Quando perguntado sobre os motivos para esta reforma não ter sido proposta antes, professor Eduardo recorreu ao aspecto delicado dessas questões no âmbito político. “Como o Congresso Nacional é feito por pessoas da política, esses temas mais polêmicos, como eutanásia e aborto, que envolvem uma tomada de posição que pode render prejuízo político, seja de um lado seja de outro, então existe uma retração da classe política pra mexer com esse tipo de questão”.
Ele acredita que a formação de uma comissão para apresentar as propostas pode ter facilitado a abordagem dos assuntos polêmicos, já que, de acordo com ele, isso dilui um pouco a responsabilidade do político.
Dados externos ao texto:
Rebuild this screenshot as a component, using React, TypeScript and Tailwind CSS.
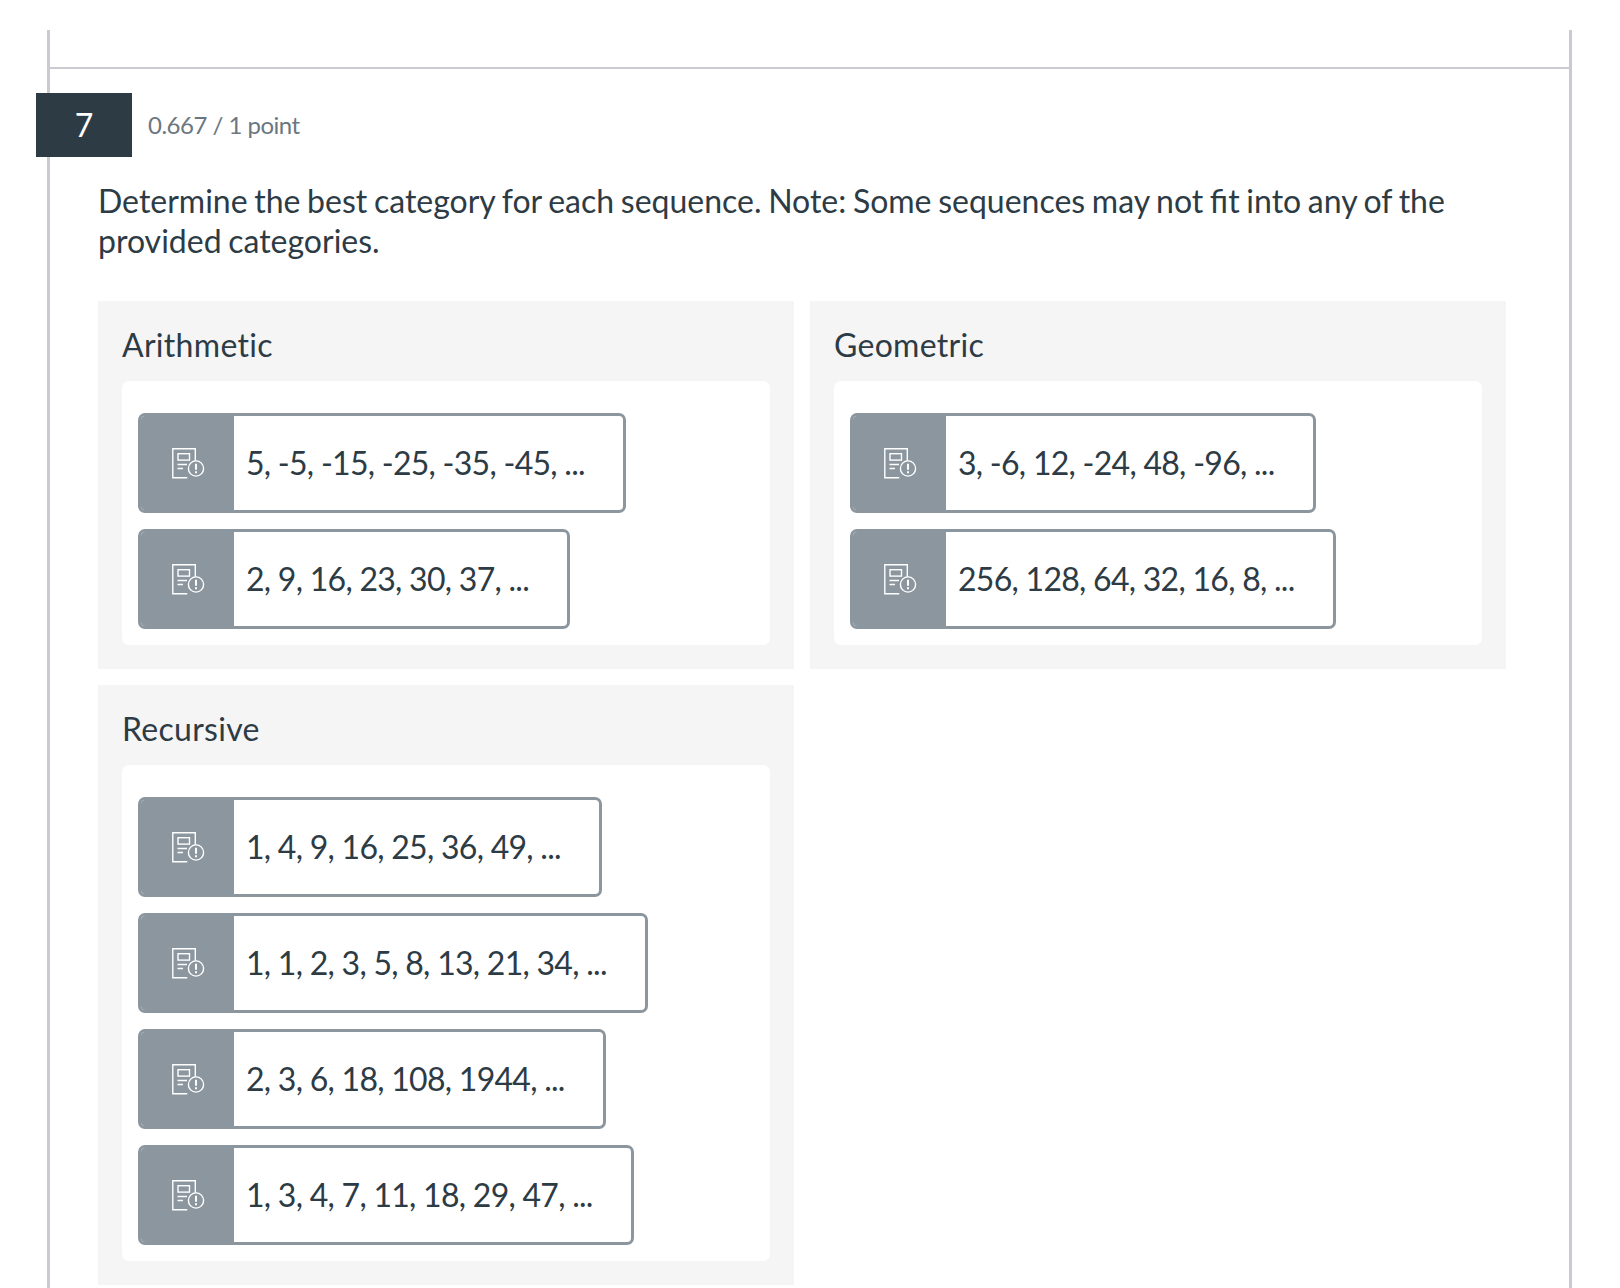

“Vamos supor que um político apresente um projeto para liberação do aborto ou então para proibição total do aborto, tirando até os abortos legais. Se for um deputado ou um senador que faz isso sozinho, ele perde dividendos com uma ou outra facção social. Agora, quando vem um projeto de uma comissão de juristas que é global e eles só vão votar, ninguém é diretamente responsável”, exemplificou.
Próximos passos
O projeto encontra-se em fase de elaboração. Dr. Cabette informou que o próximo passo é apresentá-lo ao público, para que a população dê sugestões. Depois dessas sugestões, a comissão vai analisar o projeto e entrar na última fase, que é o encaminhamento da proposta ao Congresso, onde ela será votada pela câmara dos deputados e depois pelo Senado. Se aprovado, o projeto segue para a sanção do presidente.
O delegado informou ainda que, geralmente em casos como esse, é dado um período, estimado de acordo com a situação, para que o projeto de fato entre em vigor. Por se tratar de uma reforma extensa, esse tempo é dado para que as pessoas que vão trabalhar na área possam se atualizar.